Barzakh sering dipahami sebagai ruang antara — bukan dunia fisik, bukan pula akhirat. Dalam kacamata fisika modern, konsep ini bisa disejajarkan dengan “ruang non-lokal,” di mana informasi tetap ada meskipun wadah biologisnya telah tiada.
Konsep Teologis | Padanan Ilmiah
▪︎ Ruh | Kesadaran non-lokal
Ruh dalam konsep teologis berpadanan dengan kesadaran non-lokal dalam konsep ilmiah.
Barzakh | Ruang transisi kuantum
Barzah dalam konsep teologis sebagai tempat kematian biologis berpadanan dengan dekoherensi sistem material dalam konsep ilmiah.
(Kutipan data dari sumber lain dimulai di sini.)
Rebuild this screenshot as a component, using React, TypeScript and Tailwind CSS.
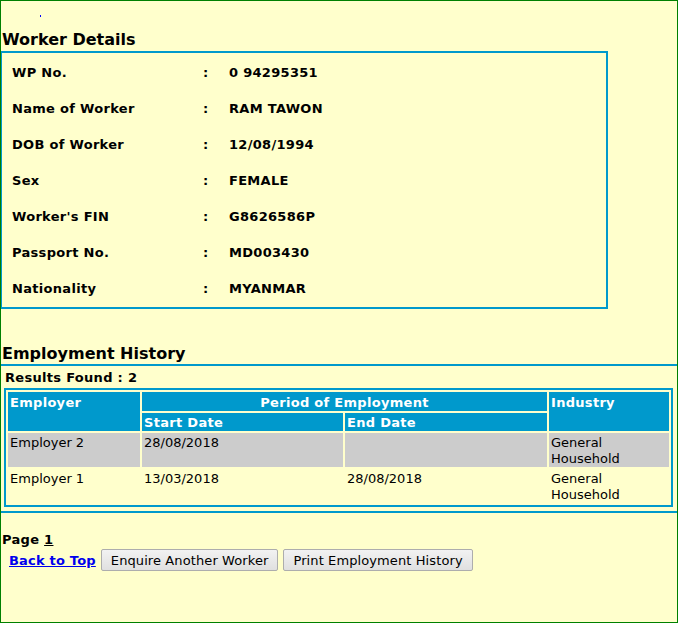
import React from 'react';

const DETAILS: [string, string][] = [
  ['WP No.', '0 94295351'],
  ['Name of Worker', 'RAM TAWON'],
  ['DOB of Worker', '12/08/1994'],
  ['Sex', 'FEMALE'],
  ["Worker's FIN", 'G8626586P'],
  ['Passport No.', 'MD003430'],
  ['Nationality', 'MYANMAR'],
];

const HISTORY = [
  { employer: 'Employer 2', start: '28/08/2018', end: '', shaded: true },
  { employer: 'Employer 1', start: '13/03/2018', end: '28/08/2018', shaded: false },
];

// header cell look, shared by all blue cells
const TH = 'bg-[#0099CC] text-white font-bold tracking-[0.3px]';

export default function App() {
  return (
    <div className="h-[623px] border border-[#008000] bg-[#FFFFCC] text-[13px] leading-4 text-black font-['Verdana','DejaVu_Sans',sans-serif] overflow-hidden">
      {/* top anchor */}
      <div className="h-[28px] pl-[39px] pt-[14px]">
        <span className="block w-px h-[2px] bg-[#0000FF]" />
      </div>

      {/* ── Worker Details ── */}
      <h2 className="h-[22px] pl-px text-[16px] leading-[22px] font-bold">Worker Details</h2>
      <div className="w-[608px] -ml-px border-2 border-[#0099CC] pb-[2px]">
        {DETAILS.map(([label, value]) => (
          <div key={label} className="h-[36px] pt-[4px] flex items-center font-bold tracking-[0.3px]">
            <span className="w-[201px] pl-[10px]">{label}</span>
            <span className="w-[26px]">:</span>
            <span>{value}</span>
          </div>
        ))}
      </div>

      {/* ── Employment History ── */}
      <h2 className="mt-[33px] h-[22px] pl-px pt-px text-[16px] leading-[22px] font-bold">Employment History</h2>
      <div className="border-t-2 border-b-2 border-[#0099CC] pb-[4px]">
        <p className="h-[22px] pl-[4px] pt-px leading-[22px] font-bold tracking-[0.3px]">Results Found : 2</p>
        <div className="ml-[3px] w-[669px] border-2 border-[#0099CC] p-[2px] grid grid-cols-[132px_201px_202px_120px] gap-[2px]">
          <div className={`row-span-2 px-[2px] pt-[3px] ${TH}`}>Employer</div>
          <div className={`col-span-2 h-[19px] text-center pt-[3px] ${TH}`}>Period of Employment</div>
          <div className={`row-span-2 px-[2px] pt-[3px] ${TH}`}>Industry</div>
          <div className={`h-[18px] px-[2px] pt-[2px] ${TH}`}>Start Date</div>
          <div className={`h-[18px] px-[2px] pt-[2px] ${TH}`}>End Date</div>
          {HISTORY.map(h => (
            <React.Fragment key={h.employer}>
              <div className={`h-[34px] px-[2px] pt-[2px] ${h.shaded ? 'bg-[#CCCCCC]' : ''}`}>{h.employer}</div>
              <div className={`h-[34px] px-[2px] pt-[2px] ${h.shaded ? 'bg-[#CCCCCC]' : ''}`}>{h.start}</div>
              <div className={`h-[34px] px-[2px] pt-[2px] ${h.shaded ? 'bg-[#CCCCCC]' : ''}`}>{h.end}</div>
              <div className={`h-[34px] px-[2px] pt-[2px] ${h.shaded ? 'bg-[#CCCCCC]' : ''}`}>
                General
                <br />
                Household
              </div>
            </React.Fragment>
          ))}
        </div>
      </div>

      {/* ── Footer ── */}
      <p className="mt-[19px] pl-px font-bold tracking-[0.3px]">
        Page <span className="underline">1</span>
      </p>
      <div className="mt-[1px] flex items-center gap-[5px] pl-[8px]">
        <a href="#" className="pt-px font-bold tracking-[0.2px] text-[#0000EE] underline">Back to Top</a>
        <button className="h-[22px] px-[9px] pt-px border border-[#ADADAD] rounded-[2px] bg-linear-to-b from-[#F2F2F2] to-[#E0E0E0] text-[13px] tracking-[0.1px] text-black">
          Enquire Another Worker
        </button>
        <button className="h-[22px] px-[9px] pt-px border border-[#ADADAD] rounded-[2px] bg-linear-to-b from-[#F2F2F2] to-[#E0E0E0] text-[13px] tracking-[0.1px] text-black">
          Print Employment History
        </button>
      </div>
    </div>
  );
}
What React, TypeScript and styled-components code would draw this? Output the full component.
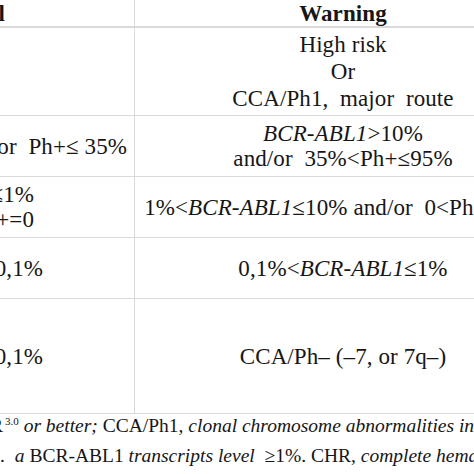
import React from 'react';
import styled, { createGlobalStyle } from 'styled-components';

const GlobalStyle = createGlobalStyle`
  html, body {
    margin: 0;
    padding: 0;
    background: #fff;
  }
  body {
    overflow: hidden;
  }
`;

const Page = styled.div`
  width: 474px;
  height: 474px;
  overflow: hidden;
  background: #fff;
  font-family: "Liberation Serif", "Times New Roman", serif;
  font-size: 23px;
  letter-spacing: 0.1px;
  color: #161616;
`;

// the table is wider than the window: the left column runs off to the left
const Table = styled.div`
  margin-left: -265px;
  width: 816px;
  display: flex;
  flex-direction: column;
`;

const Row = styled.div<{ $h: number; $head?: boolean }>`
  display: grid;
  grid-template-columns: 400px 416px;
  height: ${p => p.$h}px;
  box-sizing: border-box;
  border-bottom: ${p => (p.$head ? 2 : 1)}px solid #dadada;
`;

const LeftCell = styled.div<{ $pad: number; $bold?: boolean }>`
  border-right: 1px solid #dadada;
  display: flex;
  flex-direction: column;
  justify-content: center;
  align-items: flex-end;
  padding-right: ${p => p.$pad}px;
  line-height: 25px;
  white-space: pre;
  font-weight: ${p => (p.$bold ? 700 : 400)};
`;

const RightCell = styled.div<{ $bold?: boolean; $lh?: number }>`
  display: flex;
  flex-direction: column;
  justify-content: center;
  align-items: center;
  line-height: ${p => p.$lh ?? 25}px;
  white-space: pre;
  font-weight: ${p => (p.$bold ? 700 : 400)};
`;

const Gene = styled.i`
  font-style: italic;
`;

const Footnote = styled.div`
  margin-top: -3px;
  font-style: italic;
  font-size: 19.5px;
  letter-spacing: 0;
`;

const FootLine = styled.div<{ $ws?: number }>`
  display: flex;
  line-height: 30px;
  white-space: pre;
  word-spacing: ${p => p.$ws ?? 0}px;
`;

// the start of each footnote line is cut by the window edge
const Lead = styled.span<{ $w: number }>`
  width: ${p => p.$w}px;
  flex-shrink: 0;
  display: flex;
  justify-content: flex-end;
  font-style: normal;
`;

const Up = styled.span`
  font-style: normal;
`;

const Sup = styled.span`
  font-style: normal;
  font-size: 11px;
  line-height: 12px;
  margin-top: 4px;
  margin-left: 2px;
`;

export default function App() {
  return (
    <Page>
      <GlobalStyle />
      <Table>
        <Row $h={28} $head>
          <LeftCell $pad={129} $bold>Optimal</LeftCell>
          <RightCell $bold>Warning</RightCell>
        </Row>
        <Row $h={88}>
          <LeftCell $pad={160}>None</LeftCell>
          <RightCell $lh={27}>
            <span>High risk</span>
            <span>Or</span>
            <span>CCA/Ph1,  major  route</span>
          </RightCell>
        </Row>
        <Row $h={61}>
          <LeftCell $pad={7}>
            <span><Gene>BCR-ABL1</Gene>≤10% and/or  Ph+≤ 35%</span>
          </LeftCell>
          <RightCell>
            <span><Gene>BCR-ABL1</Gene>&gt;10%</span>
            <span>and/or  35%&lt;Ph+≤95%</span>
          </RightCell>
        </Row>
        <Row $h={61}>
          <LeftCell $pad={100}>
            <span><Gene>BCR-ABL1</Gene>≤1%</span>
            <span>and/or Ph+=0</span>
          </LeftCell>
          <RightCell>
            <span>1%&lt;<Gene>BCR-ABL1</Gene>≤10% and/or  0&lt;Ph+≤35%</span>
          </RightCell>
        </Row>
        <Row $h={61}>
          <LeftCell $pad={91}>
            <span><Gene>BCR-ABL1</Gene>≤0,1%</span>
          </LeftCell>
          <RightCell>
            <span>0,1%&lt;<Gene>BCR-ABL1</Gene>≤1%</span>
          </RightCell>
        </Row>
        <Row $h={115}>
          <LeftCell $pad={91}>
            <span><Gene>BCR-ABL1</Gene>≤0,1%</span>
          </LeftCell>
          <RightCell>
            <span>CCA/Ph– (–7, or 7q–)</span>
          </RightCell>
        </Row>
      </Table>
      <Footnote>
        <FootLine>
          <Lead $w={3}>MMR, major molecular response, MR</Lead>
          <Sup>3.0</Sup>
          <span> or better; <Up>CCA/Ph1</Up>, clonal chromosome abnormalities in Ph+ cells</span>
        </FootLine>
        <FootLine>
          <Lead $w={5}>BCR-ABL1.</Lead>
          <span>  a <Up>BCR-ABL1</Up> transcripts level  <Up>≥1%. CHR,</Up> complete hematologic response</span>
        </FootLine>
      </Footnote>
    </Page>
  );
}
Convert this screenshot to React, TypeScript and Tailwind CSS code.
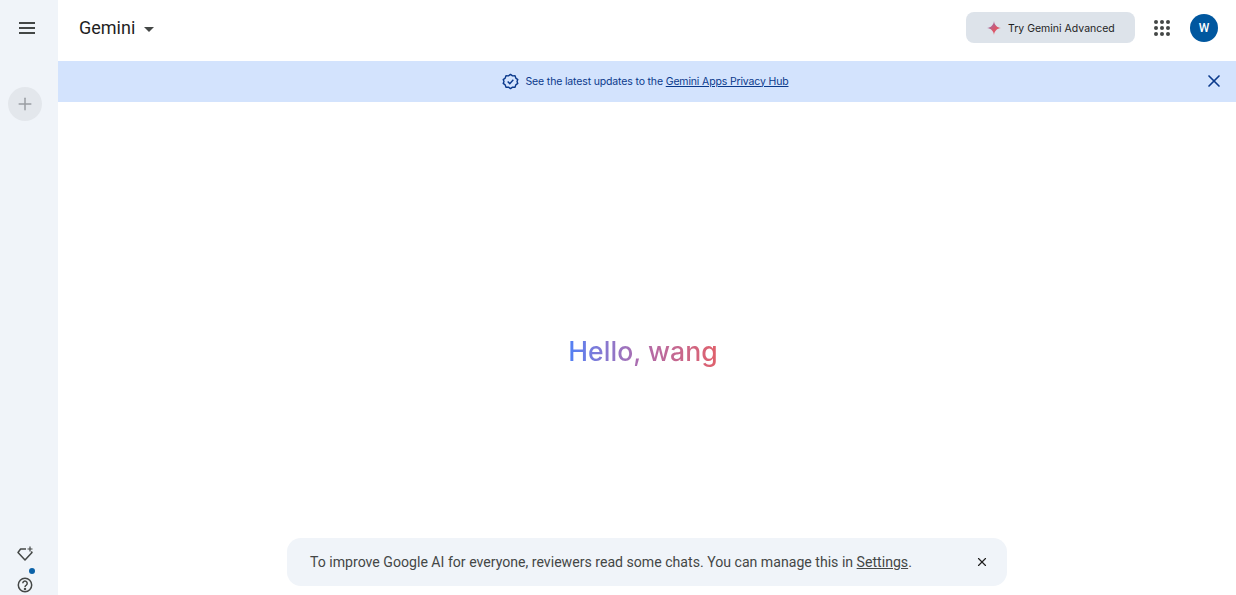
import React from "react";
import { Plus, X } from "lucide-react";

function Dots() {
  const cells = Array.from({ length: 9 });
  return (
    <div className="grid grid-cols-3 gap-[2px] w-[16px]">
      {cells.map((_, i) => (
        <span key={i} className="w-[4px] h-[4px] rounded-full bg-[#444746]" />
      ))}
    </div>
  );
}

export default function App() {
  return (
    <div className="flex w-[1236px] h-[595px] overflow-hidden bg-white font-['Roboto',sans-serif]">
      <aside className="w-[58px] shrink-0 bg-[#f0f4f9] flex flex-col items-center relative">
        <div className="h-[56px] flex items-center justify-center pr-[4px]">
          <svg width="16" height="12" viewBox="0 0 16 12" fill="#444746">
            <rect x="0" y="0" width="16" height="2" />
            <rect x="0" y="5" width="16" height="2" />
            <rect x="0" y="10" width="16" height="2" />
          </svg>
        </div>
        <div className="mt-[31px] mr-[8px] w-[34px] h-[34px] rounded-full bg-[#e3e7ec] flex items-center justify-center text-[#9a9ea3]">
          <Plus size={20} strokeWidth={1.8} />
        </div>
        <div className="mt-auto mb-[2px] mr-[8px] flex flex-col items-center relative">
          <svg width="18" height="18" viewBox="0 0 18 18" fill="none" stroke="#444746" strokeWidth="1.5">
            <path d="M10 4H4.600L2 7.500l7 7.500 7-7.500-.7-1" strokeLinejoin="round" />
            <path d="M14 1.500v5M11.500 4h5" strokeWidth="1.2" />
          </svg>
          <span className="absolute left-[13px] top-[23px] w-[6px] h-[6px] rounded-full bg-[#0b62a8]" />
          <svg width="16" height="16" viewBox="0 0 16 16" fill="none" stroke="#444746" strokeWidth="1.5" className="mt-[14px]">
            <circle cx="8" cy="8" r="6.700" />
            <path d="M5.800 6.300a2.200 2.200 0 1 1 3.500 1.800c-.8.500-1.300 1-1.300 1.900" />
            <circle cx="8" cy="12" r="0.500" fill="#444746" />
          </svg>
        </div>
      </aside>

      <main className="flex-1 flex flex-col relative min-w-0">
        <header className="h-[61px] shrink-0 flex items-center pl-[21px] pr-[18px]">
          <div className="flex items-center gap-[9px] text-[#1f1f1f] pb-[5px]">
            <span className="text-[18px] leading-none">Gemini</span>
            <svg width="10" height="5" viewBox="0 0 10 5" className="mt-[2px]"><path d="M0 0h10L5 5z" fill="#444746" /></svg>
          </div>
          <button className="ml-auto w-[169px] h-[31px] mb-[6px] mr-[-1px] rounded-[8px] bg-[#dde3ea] flex items-center pl-[21px] gap-[7px] text-[#1f1f1f] font-['Inter',sans-serif] text-[10.5px]">
            <svg width="14" height="14" viewBox="0 0 14 14">
              <defs>
                <linearGradient id="s" x1="0" y1="0" x2="1" y2="1">
                  <stop offset="0" stopColor="#7a78c8" />
                  <stop offset="0.55" stopColor="#d9566a" />
                  <stop offset="1" stopColor="#e0616c" />
                </linearGradient>
              </defs>
              <path d="M7 0C7.400 4 10 6.600 14 7 10 7.400 7.400 10 7 14 6.600 10 4 7.400 0 7 4 6.600 6.600 4 7 0Z" fill="url(#s)" />
            </svg>
            <span className="pt-[2px]">Try Gemini Advanced</span>
          </button>
          <div className="ml-[20px] mb-[6px]"><Dots /></div>
          <div className="ml-[20px] mb-[6px] w-[28px] h-[28px] rounded-full bg-[#00579f] text-white text-[12px] font-medium flex items-center justify-center">W</div>
        </header>

        <div className="h-[41px] shrink-0 bg-[#d3e3fd] flex items-center relative text-[#0b3a8c] font-['Inter',sans-serif] text-[10.5px] tracking-[-0.15px]">
          <div className="w-full pr-[4px] flex items-center justify-center gap-[7px]">
            <svg width="17" height="17" viewBox="0 0 24 24" fill="none" stroke="#0b3a8c" strokeWidth="2">
              <path d="M12 2l2.900 2 3.500-.1 1.100 3.300 2.800 2.100L21.200 12l1.100 2.700-2.800 2.100-1.100 3.300-3.500-.1L12 22l-2.900-2-3.500.1-1.100-3.300-2.800-2.100L2.800 12 1.700 9.300l2.800-2.100 1.100-3.300 3.500.1z" strokeLinejoin="round" />
              <path d="M8 12l3 3 5-5.500" />
            </svg>
            <span>See the latest updates to the <span className="underline">Gemini Apps Privacy Hub</span></span>
          </div>
          <X size={20} strokeWidth={2} className="absolute right-[12px] top-[10px] text-[#0b3a8c]" />
        </div>

        <div className="flex-1 flex flex-col items-center relative">
          <h1 className="mt-[230px] mr-[8px] text-[26.600px] leading-[38px] font-medium font-['Inter',sans-serif] bg-gradient-to-r from-[#4f80f5] via-[#b06aaa] to-[#e0606a] bg-clip-text text-transparent">Hello, wang</h1>
          <div className="absolute left-[229px] top-[436px] w-[720px] h-[48px] rounded-[14px] bg-[#f0f4f9] flex items-center pl-[23px] pt-[1px] text-[#444746] text-[14.120px]">
            <span>To improve Google AI for everyone, reviewers read some chats. You can manage this in <span className="underline">Settings</span>.</span>
            <X size={14} strokeWidth={2} className="absolute right-[18px] top-[17px] text-[#1f1f1f]" />
          </div>
        </div>
      </main>
    </div>
  );
}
Sufi besar seperti Al-Ghazali dalam Mishkat al-Anwar menyebut ruh sebagai jauhar basīth — zat tunggal yang sederhana namun menembus segala bentuk kehidupan.
Deskripsi ini sangat dekat dengan gagasan fisika modern tentang medan energi universal yang melandasi seluruh realitas.
● KESIMPULAN –> Antara Ruh dan Informasi Abadi: Sains dan agama mungkin menggunakan bahasa yang berbeda, tetapi keduanya tampak bergerak ke arah yang sama.
Fisikawan berbicara tentang informasi yang tidak pernah hilang, sementara para teolog berbicara tentang ruh yang abadi.
Dua istilah, satu makna: kesadaran tidak musnah, hanya berubah bentuk.
Mungkin benar, hidup setelah mati bukan hanya kepercayaan spiritual, melainkan juga kemungkinan ilmiah.
Kesadaran — atau ruh — bisa jadi adalah informasi kuantum yang abadi, menyeberangi batas ruang dan waktu, dan menjadi bagian dari memori kosmik semesta.